2.3      The Settling Defendants shall have no obligation for any portion of the
Cash payments, which shall be paid solely by the Insurers. The Settling Parties
agree that the total monetary value of the Settlement, payable as set forth
above, is $26,000,000.

 

2.4      Plaintiffs and Lumber Liquidators have conducted extensive negotiations
over an extended period of time regarding certain corporate governance policies
related to, among other things, the Company’s compliance with the Lacey Act,
CARB Regulations, and other applicable laws, rules and regulations regarding
formaldehyde emissions. Lumber Liquidators shall, based upon those negotiations
and in connection with the prosecution and settlement of the Actions, within 60
days following final approval of the Settlement by the Court, adopt and keep in
place for a period of at least five (5) years the corporate governance policies
in ¶3 below.

 

2.5      Lumber Liquidators acknowledges and agrees that the Cash and corporate
governance policies set forth in ¶¶2.1 and 3 confer substantial benefits upon
Lumber Liquidators and its stockholders. Lumber Liquidators also acknowledges
that the commencement, prosecution, and settlement of the Actions were material
and substantial factors for the Company’s decision to use the $26,000,000 in
insurance proceeds (and no money from the Company) for the resolution of the
Federal Class Action and to adopt, implement, and maintain the corporate
governance reforms set forth in in ¶3 below.

 

3.Corporate Governance Policies    

a.Board Composition and Practices

 

3.1      Modified Plurality Voting. The Company will adopt a “modified
plurality” approach to shareholder voting for directors. Under this approach, a
director who does not receive a majority vote would agree to submit his/her
resignation. However, the Board is not legally obligated to accept, and can take
other factors into consideration, including (but not limited to) the
individual’s history on the Board, relevant outside work experience, knowledge
of industry, and knowledge of regulatory requirements, and choose to retain the
director if the director otherwise received the highest number of shares voted.

 

 12. 

 

 

3.2      Separate Chairman and Chief Executive Officer (“CEO”).
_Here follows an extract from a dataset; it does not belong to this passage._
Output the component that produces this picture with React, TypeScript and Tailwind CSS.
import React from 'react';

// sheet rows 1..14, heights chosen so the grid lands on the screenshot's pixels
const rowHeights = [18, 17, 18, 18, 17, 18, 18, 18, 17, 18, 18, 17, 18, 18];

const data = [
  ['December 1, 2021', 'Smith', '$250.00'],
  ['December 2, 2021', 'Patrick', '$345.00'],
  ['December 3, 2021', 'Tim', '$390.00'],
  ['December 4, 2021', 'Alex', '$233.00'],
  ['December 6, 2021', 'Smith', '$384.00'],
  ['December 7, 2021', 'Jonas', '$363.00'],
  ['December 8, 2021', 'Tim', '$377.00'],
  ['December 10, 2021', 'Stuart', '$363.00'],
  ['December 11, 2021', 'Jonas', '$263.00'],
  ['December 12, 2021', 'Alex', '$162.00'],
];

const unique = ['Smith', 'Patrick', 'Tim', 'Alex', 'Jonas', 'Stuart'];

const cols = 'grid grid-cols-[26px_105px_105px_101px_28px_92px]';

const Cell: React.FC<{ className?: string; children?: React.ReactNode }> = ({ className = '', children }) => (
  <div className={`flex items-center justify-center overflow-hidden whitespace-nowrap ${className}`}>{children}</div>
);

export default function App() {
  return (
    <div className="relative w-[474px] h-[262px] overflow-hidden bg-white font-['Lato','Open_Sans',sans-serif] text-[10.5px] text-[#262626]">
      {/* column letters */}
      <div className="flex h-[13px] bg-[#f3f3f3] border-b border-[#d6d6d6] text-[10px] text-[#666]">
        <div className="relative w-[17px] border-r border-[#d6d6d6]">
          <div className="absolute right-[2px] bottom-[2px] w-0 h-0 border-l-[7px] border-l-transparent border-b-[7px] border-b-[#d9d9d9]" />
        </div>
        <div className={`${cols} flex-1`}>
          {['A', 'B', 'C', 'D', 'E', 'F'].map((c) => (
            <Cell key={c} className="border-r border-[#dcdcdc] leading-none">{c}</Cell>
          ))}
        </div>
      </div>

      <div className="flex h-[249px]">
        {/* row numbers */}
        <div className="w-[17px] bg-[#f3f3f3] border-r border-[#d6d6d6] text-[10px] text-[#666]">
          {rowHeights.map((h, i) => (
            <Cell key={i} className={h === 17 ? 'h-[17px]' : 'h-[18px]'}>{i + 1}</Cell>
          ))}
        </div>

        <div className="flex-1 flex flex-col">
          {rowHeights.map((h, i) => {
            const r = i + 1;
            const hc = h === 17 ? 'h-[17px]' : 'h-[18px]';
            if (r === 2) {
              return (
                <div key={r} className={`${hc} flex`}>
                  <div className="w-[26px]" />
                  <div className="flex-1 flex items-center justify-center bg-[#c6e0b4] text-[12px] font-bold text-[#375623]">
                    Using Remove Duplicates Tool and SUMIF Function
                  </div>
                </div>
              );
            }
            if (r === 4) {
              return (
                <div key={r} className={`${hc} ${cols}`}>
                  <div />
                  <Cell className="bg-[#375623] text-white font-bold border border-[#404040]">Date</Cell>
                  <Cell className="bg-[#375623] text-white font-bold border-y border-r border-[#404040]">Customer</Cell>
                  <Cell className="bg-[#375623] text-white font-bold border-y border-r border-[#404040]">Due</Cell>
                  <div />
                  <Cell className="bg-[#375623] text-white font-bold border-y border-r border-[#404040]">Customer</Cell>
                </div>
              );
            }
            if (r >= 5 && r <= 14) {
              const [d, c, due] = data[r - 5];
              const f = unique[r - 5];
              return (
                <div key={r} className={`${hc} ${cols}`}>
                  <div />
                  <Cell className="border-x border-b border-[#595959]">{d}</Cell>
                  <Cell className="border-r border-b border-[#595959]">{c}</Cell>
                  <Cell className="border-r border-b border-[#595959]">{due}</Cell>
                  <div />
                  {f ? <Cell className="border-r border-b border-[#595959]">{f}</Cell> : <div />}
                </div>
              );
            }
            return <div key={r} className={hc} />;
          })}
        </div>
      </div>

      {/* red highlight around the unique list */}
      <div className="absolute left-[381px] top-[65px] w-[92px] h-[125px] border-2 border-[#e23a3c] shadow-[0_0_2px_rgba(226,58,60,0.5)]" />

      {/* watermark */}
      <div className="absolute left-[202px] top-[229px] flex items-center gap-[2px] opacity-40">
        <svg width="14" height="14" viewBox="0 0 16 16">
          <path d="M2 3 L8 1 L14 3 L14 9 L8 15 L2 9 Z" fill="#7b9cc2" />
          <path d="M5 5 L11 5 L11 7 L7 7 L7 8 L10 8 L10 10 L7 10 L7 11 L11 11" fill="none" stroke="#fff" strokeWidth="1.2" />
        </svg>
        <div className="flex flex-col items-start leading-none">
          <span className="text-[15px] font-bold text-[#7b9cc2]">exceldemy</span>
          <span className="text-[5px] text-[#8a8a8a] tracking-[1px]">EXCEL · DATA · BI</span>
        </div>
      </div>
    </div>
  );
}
The Board shall
include a provision in the Company’s Bylaws which requires the separation of the
roles of CEO and Chairman of the Board and that the Chairman must be a fully
independent director of the Board.

 

3.3      In addition to the duties of all Board members (which shall not be
limited or diminished by the Chairman’s role), the Chairman shall be responsible
for the following functions: (i) timing and agendas for Board meetings; (ii)
nature, quantity and timing of information provided to the independent directors
by the Company’s management; (iii) retention of counsel or consultants who
report directly to the Board; (iv) implementation of corporate governance
policies and procedures, including assisting the chair of the various Board
committees as requested; (v) receiving reports from the Nominating and Corporate
Governance Committee regarding compliance with and implementation of corporate
governance policies; (vi) receiving reports from the Nominating and Corporate
Governance Committee regarding governance policies; and (vii) evaluating, along
with the Compensation Committee, CEO performance. The Chairman should share any
reports received by Board committees with the full Board as appropriate.

 

3.4      Limitation on Other Boards. The Board shall include a provision in the
Company’s Bylaws which requires that independent directors may sit on no more
than two other public boards, including Chairman. The CEO may sit on no more
than one other public board. Directors and officers may not serve as Board
members for companies that directly compete with Lumber Liquidators.

 

3.5      Authorization to Retain Counsel. The Board’s committees shall have
standing authorizations, at their discretion, to obtain legal or other advisors
of their choice, who shall report directly to the Board or the committee.

 

3.6      Charters. Each standing committee of the Board should have a written
charter, which is made available to the public on Lumber Liquidators’ website,
and requires that the committee meet no fewer than three times per year.

 

 13. 

 

 

3.7      Director Education. Current directors shall attend a program
specifically designed as directors’ education no later than the end of their
current term (if standing for reelection). New directors must attend within six
(6) months of joining the Board. Thereafter, the Nominating and Corporate
Governance Committee in coordination with the Chief Compliance Officer (“CCO”)
and Chief Legal Officer (“CLO”) will develop and implement an ongoing annual
education program for directors.

 

3.8      New Director. The Company shall agree to the one-time appointment to
the Board of Directors of a candidate agreeable to Lead Plaintiff and the
Company. The candidate shall meet the criteria for a Lumber Liquidators’
director as set forth in the Company’s Corporate Governance Guidelines. If at
least one of the candidate(s) already proffered by Lead Plaintiff are not agreed
to by Lumber Liquidators or, should all candidates decline to serve, the
Company, utilizing mutually agreed upon search criteria, shall in good faith
conduct a search for new director candidate(s) through the following process:

 

(a)Employ a nationally recognized search firm to work together with Lead
Plaintiff’s corporate governance expert to engage in a general search for a
slate of at least five (5) candidates. Lead Plaintiff, in consultation with its
corporate governance expert and Lumber Liquidators’ shareholders, as
appropriate, shall propose a slate of at least five (5) additional candidates.
All candidates selected shall meet the qualifications identified by Lead
Plaintiff’s corporate governance expert and Lumber Liquidators.    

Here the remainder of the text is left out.